Case ID: nh_138/html/0524-01.html
Source: Caselaw Access Project
Author: {"author": "Batchelder, J. Horton, J.,", "license": "Public Domain", "url": "https://static.case.law/"}
Date Created: 2024-08-24T03:29:51.129683

Hillsborough-southern judicial district
    No. 92-443
    The State of New Hampshire v. Otis F. Whittaker, Jr.
    June 7, 1994
    
      
      Jeffrey R. Howard, attorney general (John P. Kacavas, assistant attorney general, on the brief and orally), for the State.
    
      Craighead and Martin, of Manchester (Rodkey Craighead, Jr. on the brief and orally), for the defendant.
   Batchelder, J.

The defendant, Otis F. Whittaker, Jr., was convicted of two counts of aggravated felonious sexual assault and one count of possession of cocaine, following a jury trial in Superior Court (Dalianis, J.). He appeals only his sexual assault convictions, arguing that the trial court erred in allowing the State, pursuant to New Hampshire Rule of Evidence 404(b), to introduce evidence of a prior sexual assault committed by the defendant. We reverse and remand.

The charges against the defendant stemmed from an incident in Merrimack in March 1991. The victim, Heather D., who had known the defendant and his live-in girlfriend, Patty, for about three years, had gone to the defendant’s home one evening to visit Patty. Several others, including the defendant, were present, and the group snorted cocaine. Eventually, Heather joined the defendant in his truck, and they drove off. When the defendant stopped the truck on a dirt road in an area unfamiliar to Heather, he began to make advances. According to Heather, her requests to go home and her attempts to resist went unheeded. Warning her that he did not want to have to “get rough,” the defendant removed her clothes and performed multiple acts of intercourse and cunnilingus, after which Heather put on her clothes. He drove to another dirt road, removed her clothing again, forced her to perform fellatio, and again had intercourse, ignoring her verbal resistance. The defendant then left the truck, went to the rear, and returned with something in his hands that he appeared to be attempting to hide. Heather could see that it was some type of rope or cord. The defendant approached the passenger side and told Heather to turn around to face the other way. He became angry when she would not comply and again told her he did not want to “get rough.” Frightened, Heather defecated on a blanket she was sitting on, climbed out of the truck through the driver’s side and, completely naked, ran towards the highway. She was able to flag down a passing driver, who picked her up and observed that she was crying, frantic, and appeared to be afraid for her life. Seeing a police cruiser on the highway, the driver stopped and Heather reported the assault. The defendant was arrested the next morning and a search of his clothing yielded a straw containing residue of cocaine.

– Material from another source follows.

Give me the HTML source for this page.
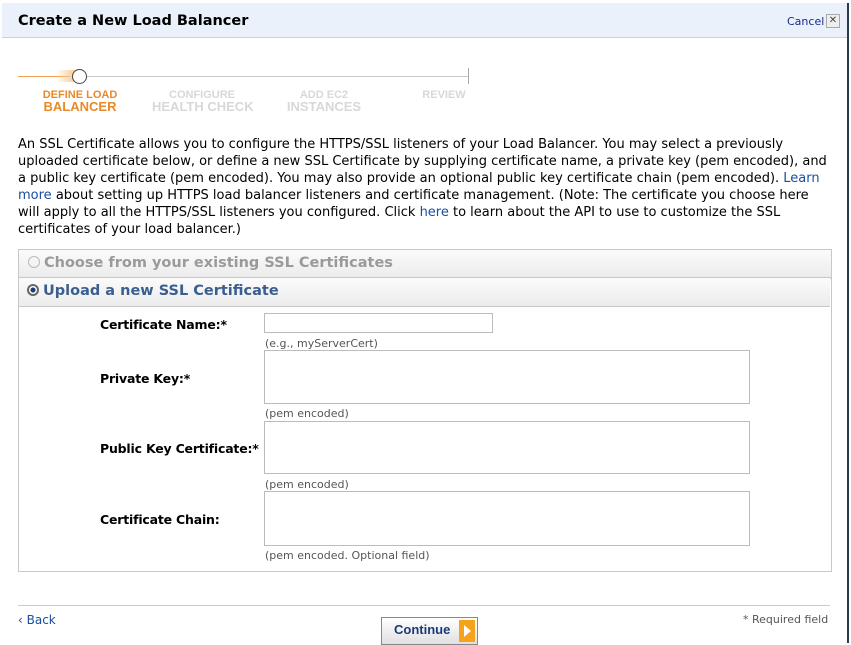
<!DOCTYPE html>
<html><head><style>
body{margin:0;width:851px;height:643px;background:#fff;font-family:"DejaVu Sans",Verdana,sans-serif;position:relative;overflow:hidden;color:#000}
.abs{position:absolute}
.hdr{left:2px;top:3px;width:845px;height:34px;background:#eaf1fb;border-bottom:1px solid #c6d3e3}
.vline{left:847px;top:3px;width:2px;height:640px;background:#2a3a4a}
.step{font-family:"Liberation Sans",Arial,sans-serif;font-weight:bold;font-size:11px;text-align:center;line-height:12px;color:#d8d8d8;white-space:nowrap}
p{margin:0}
.sec{left:18px;width:812px;height:27px;background:linear-gradient(#fbfbfb,#ececec);border:1px solid #c8c8c8;font-weight:bold;font-size:14.5px;line-height:27px}
.lbl{font-weight:bold;font-size:12.5px;left:100px;letter-spacing:-0.2px}
.ta{left:264px;width:484px;border:1px solid #bcbcbc;background:#fff}
.hint{left:265px;font-size:11px;color:#555}
a{color:#1a4ea0;text-decoration:none}
</style></head><body>
<div class="abs hdr"></div>
<div class="abs" style="left:18px;top:13px;font-weight:bold;font-size:14.5px">Create a New Load Balancer</div>
<div class="abs" style="left:787px;top:15px;font-size:11px;color:#1a2a8a">Cancel</div>
<div class="abs" style="left:826px;top:14px;width:12px;height:12px;border:1px solid #aaa;background:#eee;font-size:10px;line-height:12px;text-align:center;color:#444">✕</div>
<div class="abs vline"></div>

<div class="abs" style="left:18px;top:76px;width:52px;height:1px;background:#f0a050"></div>
<div class="abs" style="left:56px;top:70px;width:20px;height:12px;background:linear-gradient(90deg,rgba(255,255,255,0),#f9c890)"></div>
<div class="abs" style="left:86px;top:76px;width:383px;height:1px;background:#c8c8c8"></div>
<div class="abs" style="left:468px;top:68px;width:1px;height:16px;background:#aaa"></div>
<div class="abs" style="left:72px;top:69px;width:13px;height:13px;border:1px solid #444;border-radius:50%;background:#fff"></div>
<div class="abs step" style="left:38px;top:89px;width:84px;color:#e8892a">DEFINE LOAD<br><span style="font-size:13px">BALANCER</span></div>
<div class="abs step" style="left:152px;top:89px;width:100px">CONFIGURE<br><span style="font-size:13px">HEALTH CHECK</span></div>
<div class="abs step" style="left:284px;top:89px;width:80px">ADD EC2<br><span style="font-size:13px">INSTANCES</span></div>
<div class="abs step" style="left:414px;top:89px;width:60px">REVIEW</div>

<div class="abs" style="left:18px;top:136px;width:815px;font-size:13px;line-height:17px">An SSL Certificate allows you to configure the HTTPS/SSL listeners of your Load Balancer. You may select a previously uploaded certificate below, or define a new SSL Certificate by supplying certificate name, a private key (pem encoded), and a public key certificate (pem encoded). You may also provide an optional public key certificate chain (pem encoded). <a>Learn more</a> about setting up HTTPS load balancer listeners and certificate management. (Note: The certificate you choose here will apply to all the HTTPS/SSL listeners you configured. Click <a>here</a> to learn about the API to use to customize the SSL certificates of your load balancer.)</div>

<div class="abs sec" style="top:249px;color:#9a9a9a"><span style="display:inline-block;width:10px;height:10px;border:1px solid #bbb;border-radius:50%;margin:0 4px 0 9px;vertical-align:-1px"></span>Choose from your existing SSL Certificates</div>
<div class="abs" style="left:18px;top:278px;width:812px;height:292px;border:1px solid #c8c8c8"></div>
<div class="abs sec" style="top:278px;color:#3a5f8f;border-top:0;border-left:0;border-right:0;left:19px;width:811px;height:28px"><span style="display:inline-block;width:8px;height:8px;border:2px solid #666;border-radius:50%;margin:0 4px 0 8px;vertical-align:-1px;background:radial-gradient(#1a4070 40%,#fff 50%)"></span>Upload a new SSL Certificate</div>

<div class="abs lbl" style="top:317px">Certificate Name:*</div>
<div class="abs ta" style="top:313px;width:227px;height:18px"></div>
<div class="abs hint" style="top:337px">(e.g., myServerCert)</div>
<div class="abs lbl" style="top:371px">Private Key:*</div>
<div class="abs ta" style="top:350px;height:52px"></div>
<div class="abs hint" style="top:407px">(pem encoded)</div>
<div class="abs lbl" style="top:441px">Public Key Certificate:*</div>
<div class="abs ta" style="top:421px;height:51px"></div>
<div class="abs hint" style="top:478px">(pem encoded)</div>
<div class="abs lbl" style="top:512px">Certificate Chain:</div>
<div class="abs ta" style="top:491px;height:53px"></div>
<div class="abs hint" style="top:549px">(pem encoded. Optional field)</div>

<div class="abs" style="left:18px;top:605px;width:812px;height:1px;background:#ccc"></div>
<div class="abs" style="left:18px;top:613px;font-size:12px"><a>‹ Back</a></div>
<div class="abs" style="left:743px;top:613px;font-size:11px;color:#555">* Required field</div>
<div class="abs" style="left:381px;top:617px;width:95px;height:26px;border:1px solid #888;background:linear-gradient(#fff,#e0e0e0)">
<span class="abs" style="left:12px;top:4px;font-family:'Liberation Sans',Arial,sans-serif;font-weight:bold;font-size:13px;color:#1a3a7a">Continue</span>
<span class="abs" style="left:77px;top:2px;width:16px;height:22px;background:#f7a21b"></span>
<span class="abs" style="left:82px;top:7px;width:0;height:0;border-left:7px solid #fff;border-top:6px solid transparent;border-bottom:6px solid transparent"></span>
</div>
</body></html>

At his trial the defendant admitted engaging in sexual activity with Heather but claimed that it was consensual, denying ever threatening her or forcing her to have sex. He conceded that he had taken her for a drive “hoping to get lucky.” According to his testimony, he was incredulous that she had run naked from his truck to the highway.

Prior to trial the State moved to introduce evidence of a sexual assault committed by the defendant on Lee Ann D. in 1986. The State argued that the evidence was admissible to rebut the defendant’s claim of consent, to show a lack of mistake or accident, and to show the defendant’s plan or motive. After a hearing at which Lee Ann and her friend Judy B. testified, the trial court ruled that the evidence would be admitted under Rule 404(b) “to show lack of mistake or accident and to show plan and motive.”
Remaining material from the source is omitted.